И настали для нее новые тревоги. На правах первооткрывательницы она должна была осуществлять «авторский контроль», ездить по пустыне, проверять, как эксплуатируется месторождение. Всякое бывало. Обнаруживала осевшие, а то и вовсе провалившиеся качалки. Это означало, что вместе с водой отсасывался песок и в глубинах образовывались пустоты. Но самым страшным было, когда эксплуатационники, успокоенные надежным дебитом скважин, вдруг загорались рационализаторским рвением: зачем качать соленую воду, когда ее все равно приходится сбрасывать? Если людям, обуреваемым идеями такой экономии, дать похозяйничать хотя бы полгода, подземное пресное море погибнет. А Надежда Григорьевна хотела, чтобы ясханский родник, дающий сотни литров в секунду, не иссякал многие десятилетия, чтобы он радовал людей даже в ту отдаленную пору, когда встанут по берегам Каспия атомные опреснители и новые реки потекут в пустыню от моря. Потому что ни один опреснитель не может сделать воду такой вкусной, как уникальные недра Ясхана…

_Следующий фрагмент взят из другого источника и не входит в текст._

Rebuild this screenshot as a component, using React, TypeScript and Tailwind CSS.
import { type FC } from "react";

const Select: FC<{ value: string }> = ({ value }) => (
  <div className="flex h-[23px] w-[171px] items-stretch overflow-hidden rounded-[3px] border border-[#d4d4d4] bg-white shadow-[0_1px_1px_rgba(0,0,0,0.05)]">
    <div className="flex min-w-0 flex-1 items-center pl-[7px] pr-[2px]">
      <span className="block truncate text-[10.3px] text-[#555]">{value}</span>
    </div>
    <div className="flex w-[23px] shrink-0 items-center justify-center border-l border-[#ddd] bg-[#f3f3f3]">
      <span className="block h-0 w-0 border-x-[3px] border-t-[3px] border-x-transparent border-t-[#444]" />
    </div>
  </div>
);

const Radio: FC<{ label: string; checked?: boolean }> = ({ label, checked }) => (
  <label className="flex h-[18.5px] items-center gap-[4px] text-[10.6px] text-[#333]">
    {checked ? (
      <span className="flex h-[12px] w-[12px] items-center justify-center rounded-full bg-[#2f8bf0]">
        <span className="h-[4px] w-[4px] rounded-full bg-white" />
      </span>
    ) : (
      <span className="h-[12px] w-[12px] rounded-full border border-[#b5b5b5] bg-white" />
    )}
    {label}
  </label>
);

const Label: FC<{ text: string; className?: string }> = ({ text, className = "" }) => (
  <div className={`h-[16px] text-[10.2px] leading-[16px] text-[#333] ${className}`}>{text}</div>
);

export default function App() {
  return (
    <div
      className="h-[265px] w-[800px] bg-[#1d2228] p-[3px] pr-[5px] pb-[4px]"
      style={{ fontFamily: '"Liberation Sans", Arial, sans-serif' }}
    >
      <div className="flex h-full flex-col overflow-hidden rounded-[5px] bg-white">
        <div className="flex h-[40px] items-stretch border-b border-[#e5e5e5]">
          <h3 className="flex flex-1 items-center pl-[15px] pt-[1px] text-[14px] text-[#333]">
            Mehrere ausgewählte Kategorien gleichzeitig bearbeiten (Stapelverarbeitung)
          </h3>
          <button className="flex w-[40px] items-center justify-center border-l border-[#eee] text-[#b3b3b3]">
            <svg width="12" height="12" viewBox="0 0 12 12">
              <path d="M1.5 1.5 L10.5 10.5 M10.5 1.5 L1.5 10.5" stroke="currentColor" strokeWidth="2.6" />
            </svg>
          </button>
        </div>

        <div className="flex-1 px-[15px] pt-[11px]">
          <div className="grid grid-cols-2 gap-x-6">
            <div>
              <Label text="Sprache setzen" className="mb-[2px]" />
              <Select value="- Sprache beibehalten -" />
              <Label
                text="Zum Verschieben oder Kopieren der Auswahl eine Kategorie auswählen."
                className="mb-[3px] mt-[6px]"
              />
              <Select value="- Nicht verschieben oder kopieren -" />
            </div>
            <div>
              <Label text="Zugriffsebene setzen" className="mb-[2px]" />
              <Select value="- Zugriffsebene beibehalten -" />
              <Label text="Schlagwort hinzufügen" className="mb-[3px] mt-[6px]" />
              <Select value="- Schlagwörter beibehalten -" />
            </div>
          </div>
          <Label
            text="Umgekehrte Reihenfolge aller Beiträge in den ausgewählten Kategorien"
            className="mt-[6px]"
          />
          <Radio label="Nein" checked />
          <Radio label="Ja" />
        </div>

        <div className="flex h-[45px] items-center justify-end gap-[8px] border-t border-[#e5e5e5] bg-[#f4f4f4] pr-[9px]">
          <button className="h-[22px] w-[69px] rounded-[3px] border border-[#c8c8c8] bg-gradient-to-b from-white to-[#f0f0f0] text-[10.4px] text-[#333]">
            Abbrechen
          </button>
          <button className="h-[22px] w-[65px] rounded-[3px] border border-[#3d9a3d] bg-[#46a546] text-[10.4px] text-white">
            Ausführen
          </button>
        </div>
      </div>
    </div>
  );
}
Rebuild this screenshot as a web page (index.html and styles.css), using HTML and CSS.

Впереди над барханом показались серебристые технологические установки, вскинулась паутина проводов и тяжелых изоляторов над высоковольтными трансформаторами, послышался машинный шум, а затем показалось и само здание насосной станции, зеленое, высокооконное.

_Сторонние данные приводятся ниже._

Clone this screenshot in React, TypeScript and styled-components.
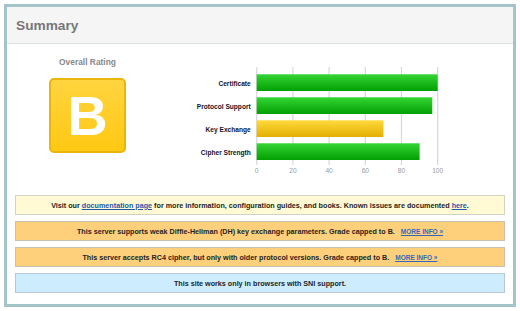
import React from 'react';
import styled, { createGlobalStyle } from 'styled-components';

type Tone = 'info' | 'warning' | 'note';

interface Score {
    label: string;
    value: number;
    color: 'green' | 'yellow';
}

const scores: Score[] = [
    { label: 'Certificate', value: 100, color: 'green' },
    { label: 'Protocol Support', value: 97, color: 'green' },
    { label: 'Key Exchange', value: 70, color: 'yellow' },
    { label: 'Cipher Strength', value: 90, color: 'green' },
];

const GlobalStyle = createGlobalStyle`
    html, body {
        margin: 0;
        background: #fff;
    }
    body {
        padding: 4px;
        font-family: 'Liberation Sans', Arial, sans-serif;
    }
`;

const Frame = styled.div`
    width: 512px;
    box-sizing: border-box;
    border: 3px solid #a5c4c7;
    background: #fff;
`;

const Header = styled.div`
    height: 36px;
    display: flex;
    align-items: center;
    padding-left: 9px;
    background: #f5f5f5;
    border-bottom: 1px solid #d6e4e4;
`;

const Title = styled.h2`
    margin: 0;
    font-size: 13.7px;
    font-weight: bold;
    color: #777;
`;

const Body = styled.div`
    padding: 13px 8px 11px;
`;

const TopRow = styled.div`
    display: flex;
    margin-left: -8px;
`;

const RatingColumn = styled.div`
    width: 161px;
    display: flex;
    flex-direction: column;
    align-items: center;
`;

const RatingLabel = styled.div`
    font-size: 8.4px;
    line-height: 10px;
    font-weight: bold;
    color: #888;
`;

const GradeBox = styled.div`
    margin-top: 11px;
    width: 77px;
    height: 75px;
    box-sizing: border-box;
    border: 2px solid #e9b60c;
    border-radius: 5px;
    background: linear-gradient(#ffd43f, #ffc812);
    display: flex;
    align-items: center;
    justify-content: center;
    color: #fff;
    font-size: 56px;
    line-height: 56px;
    font-weight: bold;
`;

const Notices = styled.div`
    margin-top: 18px;
    display: flex;
    flex-direction: column;
    gap: 6px;
`;

const toneColors: Record<Tone, { bg: string; border: string }> = {
    info: { bg: '#fffad3', border: '#d2d2c4' },
    warning: { bg: '#ffd07c', border: '#c9c2b3' },
    note: { bg: '#cdedff', border: '#b9c9d1' },
};

const Notice = styled.div<{ $tone: Tone }>`
    height: 20px;
    box-sizing: border-box;
    display: flex;
    align-items: center;
    justify-content: center;
    background: ${(p) => toneColors[p.$tone].bg};
    border: 1px solid ${(p) => toneColors[p.$tone].border};
    font-size: 7.2px;
    font-weight: bold;
    color: #1e1e1e;
    white-space: pre;
`;

const Link = styled.a`
    color: #2358ad;
    text-decoration: underline;
`;

const MoreInfo = styled.a`
    margin-left: 6px;
    font-size: 6.5px;
    color: #3568bd;
    text-decoration: underline;
`;

const ScoreChart = () => {
    const x0 = 88.7;
    const unit = 1.81;
    const ticks = [0, 20, 40, 60, 80, 100];

    return (
        <svg
            width='300'
            height='120'
            style={{ fontFamily: "'Liberation Sans', Arial, sans-serif" }}
        >
            <defs>
                <linearGradient id='barGreen' x1='0' y1='0' x2='0' y2='1'>
                    <stop offset='0' stopColor='#34d534' />
                    <stop offset='1' stopColor='#02a002' />
                </linearGradient>
                <linearGradient id='barYellow' x1='0' y1='0' x2='0' y2='1'>
                    <stop offset='0' stopColor='#ffd93b' />
                    <stop offset='1' stopColor='#e2af02' />
                </linearGradient>
            </defs>
            {ticks.map((t) => (
                <g key={t}>
                    <line
                        x1={x0 + t * unit}
                        x2={x0 + t * unit}
                        y1='10'
                        y2='108'
                        stroke='#dadada'
                        strokeWidth='1.3'
                    />
                    <text
                        x={x0 + t * unit}
                        y='116.3'
                        fontSize='6.6'
                        fill='#9a9a9a'
                        textAnchor='middle'
                    >
                        {t}
                    </text>
                </g>
            ))}
            {scores.map((s, i) => (
                <g key={s.label}>
                    <text
                        x='82.7'
                        y={28.6 + i * 23}
                        fontSize='6.6'
                        fontWeight='bold'
                        fill='#12122a'
                        textAnchor='end'
                    >
                        {s.label}
                    </text>
                    <rect
                        x={x0}
                        y={17.3 + i * 23}
                        width={s.value * unit}
                        height='16.7'
                        fill={s.color === 'green' ? 'url(#barGreen)' : 'url(#barYellow)'}
                    />
                </g>
            ))}
        </svg>
    );
};

const App = () => {
    return (
        <>
            <GlobalStyle />
            <Frame>
                <Header>
                    <Title>Summary</Title>
                </Header>
                <Body>
                    <TopRow>
                        <RatingColumn>
                            <RatingLabel>Overall Rating</RatingLabel>
                            <GradeBox>B</GradeBox>
                        </RatingColumn>
                        <ScoreChart />
                    </TopRow>
                    <Notices>
                        <Notice $tone='info'>
                            Visit our <Link href='#'>documentation page</Link> for more information, configuration guides, and books. Known issues are documented <Link href='#'>here</Link>.
                        </Notice>
                        <Notice $tone='warning'>
                            This server supports weak Diffie-Hellman (DH) key exchange parameters. Grade capped to B.
                            <MoreInfo href='#'>MORE INFO »</MoreInfo>
                        </Notice>
                        <Notice $tone='warning'>
                            This server accepts RC4 cipher, but only with older protocol versions. Grade capped to B.
                            <MoreInfo href='#'>MORE INFO »</MoreInfo>
                        </Notice>
                        <Notice $tone='note'>
                            This site works only in browsers with SNI support.
                        </Notice>
                    </Notices>
                </Body>
            </Frame>
        </>
    );
};

export default App;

Она открыла железную дверь, врезанную в высокие ворота, и остановилась на пороге, привыкая к сумрачной прохладе. Солнце бросало на чистый кафель пола четкие квадраты. За легкими перильцами в глубине мощно гудели насосы, и толстые холодные трубы мелко дрожали под напором воды.

— Надежда Григорьевна!

От щита с приборами к ней быстро шла невысокая полная женщина в синем халате, радостно улыбалась.

— Сколько я вас не видела!

— А вы все тут и работаете?

— Тут и работаю. Десять лет уж как воду в Небит-Даг качаю, а ее будто и не убывает…

Надежда Григорьевна хорошо помнила эту женщину, работавшую поварихой в ее геологической партии, помнила ее борщи, шутки, даже голос. А вот имя забыла. И от неловкости за свою забывчивость стала прощаться, обещая в другой раз как-нибудь при случае заехать в гости.

Солнце ослепило белизной, как только она вышла из помещения. Минуту Надежда Григорьевна постояла, зажмурившись, и пошла по бетонке, выложенной из белых плит по дну неглубокой межбарханной котловины. Уже издали махнула шоферу, чтобы догонял.

Барханы справа и слева подступали к самой дороге, крутые, изрезанные неровными плетенками защитных заграждений. Одиноко стояла песчаная акация, печально-голая, серая от пыли, повисшая длинными, как у березки, косичками.

Потом она сколько-то проехала на машине и снова пошла пешком: прошлое манило воспоминаниями, звало к уединению. И вдруг в тишине пустыни уловила странный отдаленный шум. Остановилась, прислушалась удивленная: так могла шуметь только вода. И пошла быстрее к шлагбауму, перегородившему дорогу.

Пожилой туркмен вышел из домика, стоявшего неподалеку, строго посмотрел на нее.

— Ходи назад!

— Ты чего, пустыню охраняешь?

Барханы лежали вокруг голые, бесчисленные, и были они недоступнее всякого шлагбаума. Кому придет в голову без крайней надобности идти в пески среди бела дня?

— Что же ты охраняешь? — весело переспросила Надежда Григорьевна.

— Тебе знать не полагается.

Он помолчал и добавил доброжелательнее:

— Жизнь охраняю.

Она свернула с дороги, взобралась на соседний бархан и увидела вдали огромные серебристые баки с протянутыми в пески толстыми щупальцами труб. Оттуда, от баков, доносился глухой шум воды. Волны подземного моря сбегались сюда от всех скважин и, падая с высоты, гулко отдавались в баках удивительной музыкой водопадов, которую можно было слушать и слушать без конца.

От шлагбаума коротко гуднул «газик». Там стояли рядом шофер и охранник, махали руками, звали ее. Надежда Григорьевна засмеялась, поняла, что шофер уже объяснил, кто она и зачем здесь и какое отношение имеет к воде, шумящей за барханами. Знала, что туркмену теперь не терпится пригласить ее к себе домой как самую дорогую гостью. Знала, что, задерживаясь на бархане, обижает человека, но ничего не могла с собой поделать. В этих странных для пустыни звуках ей слышалось другое — тяжелый шум падающей воды у плотины Днепрогэса, возле которой она долго стояла в свой последний отпуск. И хоть совсем несравнимы были эти два искусственных водопада, ей все же казалось, что между ними есть общее — пусть слабый, но неиссякающий ручеек родства…

Глава XIIМоре — красные берега

Не исчезает жизнь, а лишь проходит…

Антанас Венцлова

Дороги, дороги! Много их было, тысячи километров пустынь и степей, горных ущелий, водных стремнин, зажатых барханами, десятки городов и аулов. Каждый день пути — как новая страница большой книги, которую я взялся пересказать своими словами. Как-то Максим Танк заметил с горечью: «Лишь малую толику смог я пропеть из того, что мне рассказали дороги». Это не частное мнение: любое изложение беднее жизни, любая копия хуже оригинала. Многие из тех, кто были моими проводниками на долгом пути, наверное, найдут в этой книге немало того, что увидели они, но не заметил я.